Thou Shall Entertain.

  • We spend lots of time thinking about efficiency and usability but we also need to think about being delightful and entertaining people.
  • You don't need an excessive amount of design elements to set an appropriate personality for your site.
  • Set a conversational tone with your body copy.
  • Headlines and visuals play together. Consider how images can add life and clarity to your content pages.
  • Stock photos might not be the best answer, illustrations and icons naturally come with a unique personality. Stock photos often do not. Part of being entertaining is being different.
  • Error pages are an opportunity to insert personality. Try to be entertaining but be mindful of people’s mindset when an error occurs. Fun is not appropriate everywhere.
  • Entertaining elements can be used to enforce a brand. For example Flickr greets you in different languages to emphasize it is an international platform.

Test Everything

  • We have to be responsible.
  • People are using your Web sites on lots of different devices, you need to test on these devices. There is no substitute for using real devices to test.
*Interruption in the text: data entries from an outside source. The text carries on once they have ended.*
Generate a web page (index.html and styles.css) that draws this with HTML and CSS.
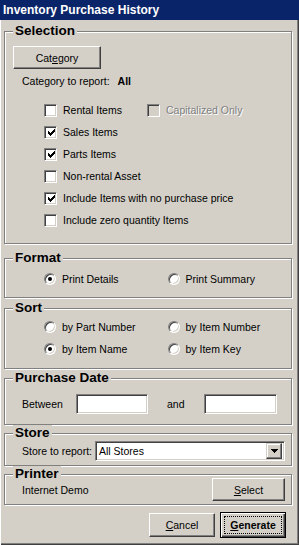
FILE: index.html
```html
<!DOCTYPE html>
<html lang="en">
<head>
  <meta charset="UTF-8" />
  <title>Inventory Purchase History</title>
  <link rel="stylesheet" href="styles.css">
</head>
<body>

  <div class="window">
    <div class="titlebar">Inventory Purchase History</div>

    <div class="content">
      <fieldset class="group group-selection">
        <legend>Selection</legend>
        <button class="btn btn-category">Cat<u>e</u>gory</button>
        <div class="cat-line"><span>Category to report:</span><b>All</b></div>

        <div class="checks">
          <div class="row">
            <span class="chk"></span><span class="lbl lbl-rental">Rental Items</span>
            <span class="chk disabled"></span><span class="lbl lbl-disabled">Capitalized Only</span>
          </div>
          <div class="row">
            <span class="chk"><svg width="7" height="7" viewBox="0 0 7 7"><path d="M0 2V5H1V6H2V7H3V6H4V5H5V4H6V3H7V0H6V1H5V2H4V3H3V4H2V3H1V2Z"/></svg></span><span class="lbl">Sales Items</span>
          </div>
          <div class="row">
            <span class="chk"><svg width="7" height="7" viewBox="0 0 7 7"><path d="M0 2V5H1V6H2V7H3V6H4V5H5V4H6V3H7V0H6V1H5V2H4V3H3V4H2V3H1V2Z"/></svg></span><span class="lbl">Parts Items</span>
          </div>
          <div class="row">
            <span class="chk"></span><span class="lbl">Non-rental Asset</span>
          </div>
          <div class="row">
            <span class="chk"><svg width="7" height="7" viewBox="0 0 7 7"><path d="M0 2V5H1V6H2V7H3V6H4V5H5V4H6V3H7V0H6V1H5V2H4V3H3V4H2V3H1V2Z"/></svg></span><span class="lbl">Include Items with no purchase price</span>
          </div>
          <div class="row">
            <span class="chk"></span><span class="lbl">Include zero quantity Items</span>
          </div>
        </div>
      </fieldset>

      <fieldset class="group group-format">
        <legend>Format</legend>
        <div class="radio-row">
          <div class="radio-cell"><span class="radio on"></span><span class="lbl">Print Details</span></div>
          <div class="radio-cell"><span class="radio"></span><span class="lbl">Print Summary</span></div>
        </div>
      </fieldset>

      <fieldset class="group group-sort">
        <legend>Sort</legend>
        <div class="radio-row">
          <div class="radio-cell"><span class="radio"></span><span class="lbl">by Part Number</span></div>
          <div class="radio-cell"><span class="radio"></span><span class="lbl">by Item Number</span></div>
        </div>
        <div class="radio-row">
          <div class="radio-cell"><span class="radio on"></span><span class="lbl">by Item Name</span></div>
          <div class="radio-cell"><span class="radio"></span><span class="lbl">by Item Key</span></div>
        </div>
      </fieldset>

      <fieldset class="group group-date">
        <legend>Purchase Date</legend>
        <div class="date-row">
          <span class="date-label">Between</span>
          <input type="text" class="field date-from">
          <span class="and-label">and</span>
          <input type="text" class="field date-to">
        </div>
      </fieldset>

      <fieldset class="group group-store">
        <legend>Store</legend>
        <div class="store-row">
          <span class="store-label">Store to report:</span>
          <div class="select">
            <span class="select-text">All Stores</span>
            <span class="select-btn"><svg width="7" height="4" viewBox="0 0 7 4"><path d="M0 0H7V1H6V2H5V3H4V4H3V3H2V2H1V1H0Z"/></svg></span>
          </div>
        </div>
      </fieldset>

      <fieldset class="group group-printer">
        <legend>Printer</legend>
        <div class="printer-row">
          <span>Internet Demo</span>
          <button class="btn btn-select"><u>S</u>elect</button>
        </div>
      </fieldset>

      <div class="footer">
        <button class="btn btn-cancel"><u>C</u>ancel</button>
        <button class="btn btn-generate"><u>G</u>enerate</button>
      </div>
    </div>
  </div>

</body>
</html>
```

FILE: styles.css
```css
:root {
  --face: #d4d0c8;
  --shadow: #808080;
  --dark: #404040;
  --light: #fff;
}

* {
  box-sizing: border-box;
}

body {
  margin: 0;
  background: var(--face);
  font-family: "Liberation Sans", Arial, sans-serif;
  font-size: 10.5px;
  color: #000;
}

.window {
  width: 299px;
  height: 545px;
  box-shadow: inset 1px 0 0 var(--light), inset -1px -1px 0 var(--dark), inset -2px -2px 0 var(--shadow);
}

.titlebar {
  height: 20px;
  line-height: 20px;
  padding-left: 3px;
  background: #0a246a;
  color: #fff;
  font-weight: bold;
  font-size: 12px;
}

.content {
  padding: 3px 0 0 4px;
}

/* group boxes */
.group {
  width: 288px;
  margin: 0;
  padding: 0;
  min-inline-size: 0;
  border: 1px solid var(--shadow);
  box-shadow: 1px 1px 0 var(--light), inset 1px 1px 0 var(--light);
}

.group legend {
  margin-left: 8px;
  padding: 0 2px;
  font-weight: bold;
  font-size: 13.5px;
  line-height: 16px;
  background: var(--face);
}

.group-selection { padding-bottom: 12px; }
.group-format { margin-top: 6px; padding: 2px 0 7px; }
.group-sort { margin-top: 2px; padding-bottom: 8px; }
.group-date { margin-top: 1px; padding-bottom: 10px; }
.group-store { padding-bottom: 4px; }
.group-printer { padding-bottom: 3px; }

/* buttons */
.btn {
  display: flex;
  align-items: center;
  justify-content: center;
  margin: 0;
  padding: 0;
  font: inherit;
  color: #000;
  background: var(--face);
  border: 1px solid;
  border-color: var(--light) var(--dark) var(--dark) var(--light);
  box-shadow: inset -1px -1px 0 var(--shadow), inset 1px 1px 0 var(--face);
}

.btn u {
  text-decoration-thickness: 1px;
  text-underline-offset: 1px;
}

.btn-category {
  width: 88px;
  height: 23px;
  margin: 7px 0 0 8px;
}

.cat-line {
  display: flex;
  gap: 8px;
  height: 13px;
  line-height: 13px;
  margin-top: 6px;
  padding-left: 17px;
}

/* check boxes */
.checks {
  margin-top: 11px;
}

.row {
  display: flex;
  align-items: center;
  height: 22px;
  padding-left: 39px;
}

.chk {
  display: flex;
  align-items: center;
  justify-content: center;
  width: 13px;
  height: 13px;
  flex: none;
  background: #fff;
  border: 1px solid;
  border-color: var(--shadow) var(--light) var(--light) var(--shadow);
  box-shadow: inset 1px 1px 0 var(--dark), inset -1px -1px 0 var(--face);
}

.chk svg {
  margin: 1px 0 0 1px;
}

.chk.disabled {
  background: var(--face);
}

.lbl {
  margin-left: 6px;
  white-space: nowrap;
}

.lbl-rental {
  width: 84px;
}

.lbl-disabled {
  color: var(--shadow);
  text-shadow: 1px 1px 0 var(--light);
}

/* radios */
.radio-row {
  display: flex;
  align-items: center;
  height: 22px;
  padding-left: 39px;
}

.radio-cell {
  display: flex;
  align-items: center;
  width: 128px;
}

.radio {
  display: flex;
  align-items: center;
  justify-content: center;
  width: 12px;
  height: 12px;
  flex: none;
  border-radius: 50%;
  background: #fff;
  border: 1px solid;
  border-color: var(--shadow) var(--light) var(--light) var(--shadow);
  box-shadow: inset 1px 1px 0 var(--dark), inset -1px -1px 0 var(--face);
}

.radio.on::after {
  content: "";
  width: 4px;
  height: 4px;
  border-radius: 50%;
  background: #000;
}

/* fields */
.field {
  height: 20px;
  margin: 0;
  padding: 0 2px;
  font: inherit;
  background: #fff;
  border: 1px solid;
  border-color: var(--shadow) var(--light) var(--light) var(--shadow);
  box-shadow: inset 1px 1px 0 var(--dark), inset -1px -1px 0 var(--face);
  outline: none;
}

.date-row {
  display: flex;
  align-items: center;
  height: 20px;
  margin-top: 8px;
  padding-left: 17px;
}

.date-label { width: 54px; }
.date-from { width: 72px; }
.and-label { width: 37px; margin-left: 19px; }
.date-to { width: 73px; }

.store-row {
  display: flex;
  align-items: center;
  padding-left: 17px;
}

.store-label {
  width: 73px;
  white-space: nowrap;
}

.select {
  display: flex;
  align-items: center;
  width: 190px;
  height: 20px;
  padding: 2px;
  background: #fff;
  border: 1px solid;
  border-color: var(--shadow) var(--light) var(--light) var(--shadow);
  box-shadow: inset 1px 1px 0 var(--dark), inset -1px -1px 0 var(--face);
}

.select-text {
  flex: 1;
  padding-left: 1px;
}

.select-btn {
  display: flex;
  align-items: center;
  justify-content: center;
  width: 16px;
  height: 16px;
  background: var(--face);
  border: 1px solid;
  border-color: var(--face) var(--dark) var(--dark) var(--face);
  box-shadow: inset -1px -1px 0 var(--shadow), inset 1px 1px 0 var(--light);
}

.printer-row {
  display: flex;
  align-items: center;
  height: 23px;
  margin-top: -4px;
  padding: 0 6px 0 17px;
}

.btn-select {
  width: 73px;
  height: 23px;
  margin-left: auto;
}

.footer {
  display: flex;
  justify-content: flex-end;
  align-items: center;
  gap: 5px;
  height: 26px;
  margin-top: 7px;
  padding-right: 13px;
}

.btn-cancel {
  width: 66px;
  height: 24px;
}

.btn-generate {
  width: 66px;
  height: 26px;
  font-weight: bold;
  border-color: #000;
  box-shadow: inset 1px 1px 0 var(--light), inset -1px -1px 0 var(--dark), inset -2px -2px 0 var(--shadow);
  outline: 1px dotted #000;
  outline-offset: -5px;
}
```
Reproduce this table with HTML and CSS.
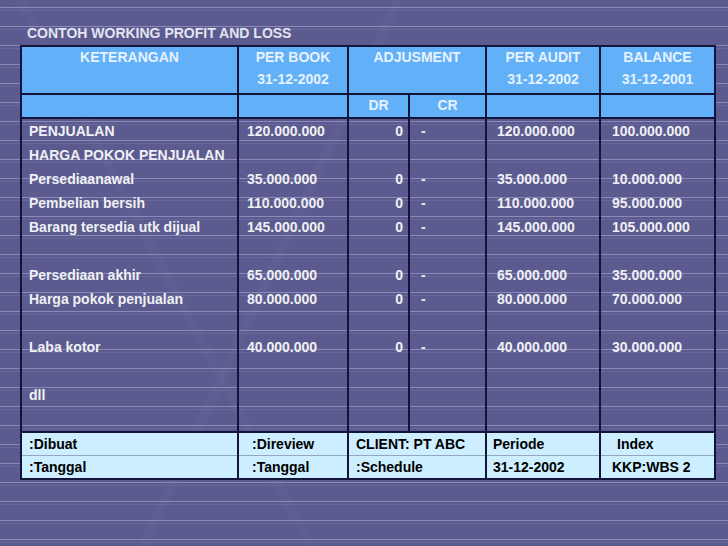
FILE: index.html
```html
<!DOCTYPE html>
<html>
<head>
<meta charset="utf-8">
<link rel="stylesheet" href="styles.css">
</head>
<body>
<div class="slide">
  <h1 class="title">CONTOH WORKING PROFIT AND LOSS</h1>
  <table class="wp">
    <colgroup>
      <col class="w-desc"><col class="w-book"><col class="w-dr"><col class="w-cr"><col class="w-audit"><col class="w-bal">
    </colgroup>
    <thead>
      <tr class="hr1">
        <th>KETERANGAN</th><th class="split">PER BOOK</th><th colspan="2">ADJUSMENT</th><th>PER AUDIT</th><th>BALANCE</th>
      </tr>
      <tr class="hr2">
        <th></th><th>31-12-2002</th><th colspan="2"></th><th>31-12-2002</th><th>31-12-2001</th>
      </tr>
      <tr class="hr3">
        <th></th><th></th><th>DR</th><th>CR</th><th></th><th></th>
      </tr>
    </thead>
    <tbody>
      <tr><td>PENJUALAN</td><td>120.000.000</td><td>0</td><td>-</td><td>120.000.000</td><td>100.000.000</td></tr>
      <tr><td>HARGA POKOK PENJUALAN</td><td></td><td></td><td></td><td></td><td></td></tr>
      <tr><td>Persediaanawal</td><td>35.000.000</td><td>0</td><td>-</td><td>35.000.000</td><td>10.000.000</td></tr>
      <tr><td>Pembelian bersih</td><td>110.000.000</td><td>0</td><td>-</td><td>110.000.000</td><td>95.000.000</td></tr>
      <tr><td>Barang tersedia utk dijual</td><td>145.000.000</td><td>0</td><td>-</td><td>145.000.000</td><td>105.000.000</td></tr>
      <tr><td></td><td></td><td></td><td></td><td></td><td></td></tr>
      <tr><td>Persediaan akhir</td><td>65.000.000</td><td>0</td><td>-</td><td>65.000.000</td><td>35.000.000</td></tr>
      <tr><td>Harga pokok penjualan</td><td>80.000.000</td><td>0</td><td>-</td><td>80.000.000</td><td>70.000.000</td></tr>
      <tr><td></td><td></td><td></td><td></td><td></td><td></td></tr>
      <tr><td>Laba kotor</td><td>40.000.000</td><td>0</td><td>-</td><td>40.000.000</td><td>30.000.000</td></tr>
      <tr><td></td><td></td><td></td><td></td><td></td><td></td></tr>
      <tr><td>dll</td><td></td><td></td><td></td><td></td><td></td></tr>
      <tr><td></td><td></td><td></td><td></td><td></td><td></td></tr>
    </tbody>
    <tfoot>
      <tr class="fr1"><td>:Dibuat</td><td class="f-review">:Direview</td><td colspan="2" class="f-client">CLIENT: PT ABC</td><td class="f-per">Periode</td><td class="f-idx">Index</td></tr>
      <tr class="fr2"><td>:Tanggal</td><td class="f-review">:Tanggal</td><td colspan="2" class="f-client">:Schedule</td><td class="f-per">31-12-2002</td><td class="f-kkp">KKP:WBS 2</td></tr>
    </tfoot>
  </table>
</div>
</body>
</html>
```

FILE: styles.css
```css
html, body {
  margin: 0;
  padding: 0;
}

body {
  width: 728px;
  height: 546px;
  overflow: hidden;
  font-family: "Liberation Sans", Arial, sans-serif;
  font-weight: bold;
  background-color: #5c5b8f;
  background-image:
    linear-gradient(115deg, transparent 0 40%, rgba(150,150,200,0.06) 40% 41%, transparent 41% 100%),
    linear-gradient(62deg, transparent 0 30%, rgba(150,150,200,0.05) 30% 31%, transparent 31% 100%),
    repeating-linear-gradient(to bottom, transparent 0 7px, rgba(185,185,230,0.5) 7px 8px, transparent 8px 10px, rgba(150,150,205,0.22) 10px 11px, transparent 11px 19px);
}

.slide {
  padding: 24px 0 0 20px;
}

.title {
  margin: 0;
  padding-left: 7px;
  height: 21px;
  font-size: 14px;
  line-height: 18px;
  color: #e4e4f0;
  font-weight: bold;
}

.wp {
  border-collapse: collapse;
  table-layout: fixed;
  width: 694px;
  font-size: 14px;
  color: #f0f0f4;
}

.w-desc { width: 217px; }
.w-book { width: 110px; }
.w-dr { width: 61px; }
.w-cr { width: 77px; }
.w-audit { width: 114px; }
.w-bal { width: 115px; }

.wp th, .wp td {
  height: 24px;
  padding: 0;
  white-space: nowrap;
  border-left: 2px solid #14143a;
  border-right: 2px solid #14143a;
}

.wp thead th {
  background: #62b0f8;
  color: #e6f2ff;
  font-weight: bold;
  text-align: center;
  line-height: 20px;
  vertical-align: top;
}

.wp thead tr.hr1 th { height: 22px; border-top: 2px solid #14143a; }
.wp thead tr.hr2 th { height: 24px; }
.wp thead tr.hr3 th { height: 22px; border-top: 2px solid #14143a; border-bottom: 2px solid #14143a; }

.wp tbody td {
  height: 24px;
  line-height: 24px;
}

.wp tbody td:nth-child(1) { padding-left: 7px; }
.wp tbody td:nth-child(2) { padding-left: 8px; }
.wp tbody td:nth-child(3) { text-align: right; padding-right: 5px; }
.wp tbody td:nth-child(4) { padding-left: 11px; }
.wp tbody td:nth-child(5) { padding-left: 10px; }
.wp tbody td:nth-child(6) { padding-left: 11px; }

.wp tfoot td {
  background: #cdeeff;
  color: #000;
  height: 22px;
  line-height: 22px;
  padding-left: 7px;
}

.wp tfoot tr.fr1 td { border-top: 2px solid #14143a; border-bottom: 1px solid #93a8c0; }
.wp tfoot tr.fr2 td { border-bottom: 2px solid #14143a; }

.wp tfoot td.f-review { padding-left: 13px; }
.wp tfoot td.f-client { padding-left: 7px; }
.wp tfoot td.f-per { padding-left: 6px; }
.wp tfoot td.f-idx { padding-left: 16px; }
.wp tfoot td.f-kkp { padding-left: 11px; }
```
But getting lots of devices can be expensive -so do it strategically. You don't need every device but you need to have representative devices.
  • Remote Preview is a tool that allows you to preview any URL on large number of mobile devices simultaneously. It's a tiny Javascript-based tool.
  • Don’t just test your designs and sites, also test your assumptions.
  • A List Apart made many decisions when redesigning. Then had lots of conversations with readers about what they chose to do. ALA didn’t include an ALT tag on author bios because they felt it was the best decision for accessibility. This goes against convention but it’s important to keep trying different things.
  • Test your assumptions by publishing your intent and ideas. Encourage discussion about them. Even question the fact that you test assumptions -inception!

Thou Shall Iterate

  • Iteration is how design happens: “I move stuff around on the page until it looks right” -Milton Glaser. A great designer is the one who keeps moving stuff, even when everyone else leaves the room.
  • Iteration isn’t just for visual design. It also helps you uncover insights.
  • A List Apart found people are often commenting and re-tweeting articles before they read them. They learned this by iterating on where the share and comment links exist on the page.
  • Always keep iterating after delivery whether you are in-house or a creative agency.

Thou Shalt Ship

  • Good is the enemy of great. Great is the enemy of shipping.
  • Not shipping can be soul-crushing. You need to get your designs and ideas into the world. It doesn't matter how good your product is if you don't get it out there.
  • If you can't delegate at the pixel level you'll never ship.
  • We're never really done. When you work on the Web, its a process of constant improvement.
  • Consultants, raise you rates when clients don’t ship. This encourages clients to get the work you do together out and into people’s hands.

Engage Thy Community

  • The most important asset you have are the people who love and use what you do. Engage with them and treat them well.
  • Instagram lost a lot of public support when they changed their terms of service without explaining what they were doing and why to the community. Its most passionate users were upset about these changes and caused a big uproar.
  • Fonts.com added a custom header to their homepage that highlighted the type work of designers.
  • Big companies care about customers too but they often are less connected to their users than small companies.

Additional Commandments

  • Love thy user as thyself: treat people well. Do things that you would like to have done to you.
  • Remember Content & Hold it Holy. Design from the content out instead of based on device breakpoints. Decide where your content requires a change and adapt layout there. Use the font you select to guide your designs from the start.
  • Make sure the content people come to read is free of distractions and front and center. Let people focus on the content.
  • Big picture, big type is the future for content sites. We need to deliver the experience our readers want.
  • Make magic, not perfection. Instagram’s success is likely based on how easy they made it to share photos. Many other parts of their experience were incomplete but it didn’t matter. They nailed the workflow of the most critical part of their service.
  • Thou shalt prioritize: we need to work with decision makers to make sure we are working on the right things.
  • Github issues, or similar software, can help you set priorities for the changes and features you want to make.
  • Be true to yourself and your Websites.
  • This is design, not religion.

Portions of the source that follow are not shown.